Bonito, não é? Se a maioria de nós o soubesse fazer seria mais fácil, mas talvez (cá para nós) não fôssemos estes aqui, seríamos outros. Se, aliás, o amor e a própria vida não fossem uma soma de acasos teríamos que fazer as coisas rigorosamente ao contrário. Escolher a pessoa que amamos, ou por quem estamos apaixonados, teria de ser mais um exercício de acumulação de provas do que uma intuição. Só que o Amor, nas suas mais variadas formas, não funciona assim. É um encontro no momento certo, uma pequena chispa, um quase-nada. Exactamente o mesmo combustível de que se faz o desamor. Ateamos rápido no que nos consome o coração, mas também no que nos destrói as entranhas. Uma pequena chispa. Um quase-nada. Um encontro no momento certo. Ou errado. 

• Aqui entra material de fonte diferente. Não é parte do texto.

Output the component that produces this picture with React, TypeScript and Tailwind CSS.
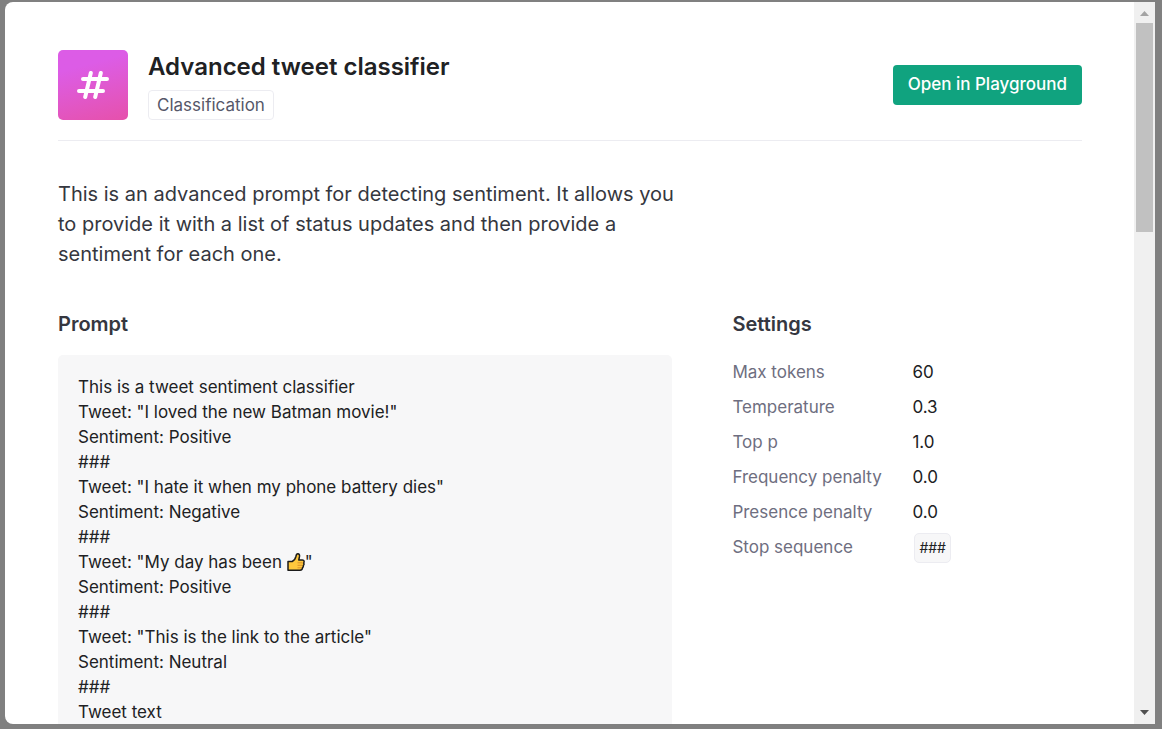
import React from "react";

const promptStart = [
  "This is a tweet sentiment classifier",
  'Tweet: "I loved the new Batman movie!"',
  "Sentiment: Positive",
  "###",
  'Tweet: "I hate it when my phone battery dies"',
  "Sentiment: Negative",
  "###",
];

const promptEnd = [
  "Sentiment: Positive",
  "###",
  'Tweet: "This is the link to the article"',
  "Sentiment: Neutral",
  "###",
  "Tweet text",
];

const settings = [
  ["Max tokens", "60"],
  ["Temperature", "0.3"],
  ["Top p", "1.0"],
  ["Frequency penalty", "0.0"],
  ["Presence penalty", "0.0"],
];

function HashIcon() {
  return (
    <svg viewBox="0 0 32 28" className="h-7 w-8" fill="none" stroke="#fff" strokeWidth="4" strokeLinecap="round" aria-hidden="true">
      <path d="M6 8H30M2 20H26M13.8 2L8.2 26M23.8 2L18.2 26" />
    </svg>
  );
}

function ThumbsUp() {
  return (
    <svg viewBox="0 0 18 18" className="inline size-[18px] align-[-3px]" role="img" aria-label="thumbs up">
      <path
        d="M1 8.5H5.2C7.2 7.4 8.6 5.5 9 3.2C9.2 1.6 9.8.8 10.9.8C12.3.8 12.7 2 12.5 3.4L11.8 7H15.3C16.5 7 17.2 7.8 17.1 8.8C17.1 9.4 16.9 9.8 16.6 10C17 10.4 17.1 11 16.9 11.6C16.8 12 16.5 12.3 16.2 12.5C16.5 13.5 16.2 14.2 15.5 14.6C15.5 16.2 14.6 17.2 13 17.2H1Z"
        fill="#ffc83d"
        stroke="#1b1b1b"
        strokeWidth="1.5"
        strokeLinejoin="round"
      />
      <path d="M10.5 9.8H15.5M10.5 12.3H15.3M10.5 14.8H14.5" stroke="#d9912b" strokeWidth="1" />
    </svg>
  );
}

function ScrollRail() {
  return (
    <div className="flex w-[21px] shrink-0 flex-col items-center bg-[#f0f0f0]" aria-hidden="true">
      <div className="flex h-[21px] shrink-0 items-center justify-center pt-0.5">
        <svg viewBox="0 0 9 5" className="h-[5px] w-[9px]">
          <path d="M0 5L4.5 0L9 5Z" fill="#a3a3a3" />
        </svg>
      </div>
      <div className="w-[17px] flex-1">
        <div className="h-[209px] bg-[#c1c1c1]" />
      </div>
      <div className="flex h-[21px] shrink-0 items-center justify-center pb-0.5">
        <svg viewBox="0 0 9 5" className="h-[5px] w-[9px]">
          <path d="M0 0L4.5 5L9 0Z" fill="#505050" />
        </svg>
      </div>
    </div>
  );
}

export default function App() {
  return (
    <div className="flex h-screen bg-[#808080] pt-0.5 pr-[7px] pb-[5px] pl-[5px] font-['Inter','Liberation_Sans',sans-serif] text-[#202123]">
      <div className="flex min-w-0 flex-1 overflow-hidden rounded-l-lg bg-white">
        <main className="min-w-0 flex-1 overflow-hidden pt-12 pr-[52px] pl-[53px]">
          <header className="flex items-center gap-5 border-b border-[#ececf1] pb-5">
            <div className="flex size-[70px] shrink-0 items-center justify-center rounded-[5px] bg-linear-165 from-[#dc5ce6] from-25% to-[#e650ab]">
              <HashIcon />
            </div>
            <div className="flex flex-1 flex-col items-start gap-1.5">
              <h1 className="text-2xl leading-[34px] font-semibold">Advanced tweet classifier</h1>
              <span className="rounded border border-[#ececf1] px-2 text-[17px] leading-7 text-[#565869]">Classification</span>
            </div>
            <button type="button" className="h-10 rounded bg-[#10a37f] px-[15px] text-[17px] font-medium text-white">
              Open in Playground
            </button>
          </header>

          <p className="max-w-[628px] pt-[38px] text-xl leading-[30px] text-[#353740]">
            This is an advanced prompt for detecting sentiment. It allows you to provide it with a list of status
            updates and then provide a sentiment for each one.
          </p>

          <div className="grid grid-cols-[3fr_2fr] pt-10">
            <section>
              <h2 className="pb-4 text-xl leading-[30px] font-semibold text-[#353740]">Prompt</h2>
              <div className="rounded-[5px] bg-[#f7f7f8] p-5 text-[17px] leading-[25px]">
                {promptStart.map((line, i) => (
                  <p key={i}>{line}</p>
                ))}
                <p>
                  Tweet: "My day has been <ThumbsUp />"
                </p>
                {promptEnd.map((line, i) => (
                  <p key={i}>{line}</p>
                ))}
              </div>
            </section>
            <section className="pl-[60px]">
              <h2 className="pb-4 text-xl leading-[30px] font-semibold text-[#353740]">Settings</h2>
              <dl className="grid grid-cols-[180px_1fr] text-[17px] leading-[35px]">
                {settings.map(([name, value]) => (
                  <React.Fragment key={name}>
                    <dt className="text-[#6e6e80]">{name}</dt>
                    <dd>{value}</dd>
                  </React.Fragment>
                ))}
                <dt className="text-[#6e6e80]">Stop sequence</dt>
                <dd className="flex items-center pl-0.5">
                  <code className="rounded-[5px] border border-[#ececf1] bg-[#f7f7f8] px-1 font-['Inter','Liberation_Sans',sans-serif] text-sm leading-7">###</code>
                </dd>
              </dl>
            </section>
          </div>
        </main>
        <ScrollRail />
      </div>
    </div>
  );
}
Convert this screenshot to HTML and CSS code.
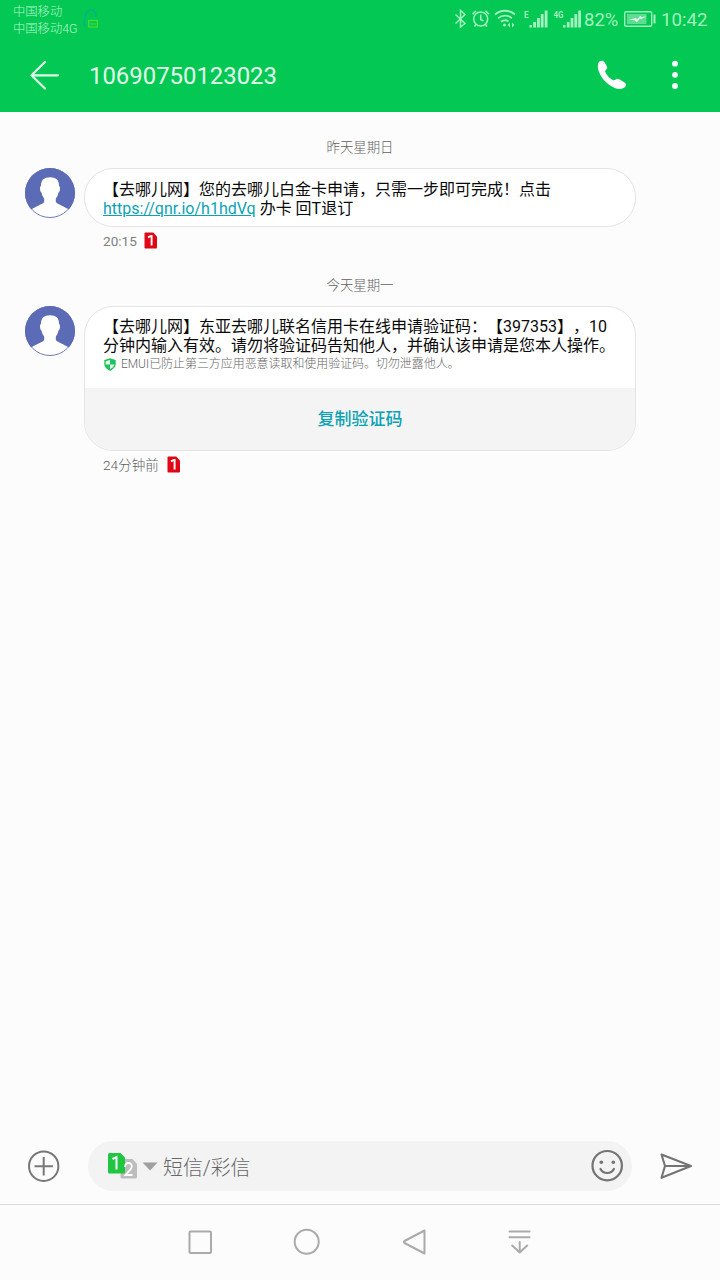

É que conheço quem amando, não goste. Sendo mais raro existe como o seu contrário que é, sabemo-lo bem, tão corriqueiro como associar as flores à Primavera e as praias ao Verão – quantos e quantos gostando muito nem assim conseguem amar? Esforçando-se bastante convencem-se que amam ou fazem-no por hábito, o que sendo uma demanda apreciável não é sentimento como o amor de que falo. Agora, amar sem gostar é matéria inflamável de espíritos e virtudes, baralha a cabeça, remete-nos para psicólogos. Não é caso para tanto. Porque gostar implica somente com os sentidos, com o que temos à vista, mesmo o que julgamos ser profundo. E amar implica isso mais o que não conseguimos explicar, o que nos acontece fora da vista, nos quartos fundos de cada um. E há quartos que, de tão profundos, nos pedem o eterno abraço de quem nos irrita os sentidos.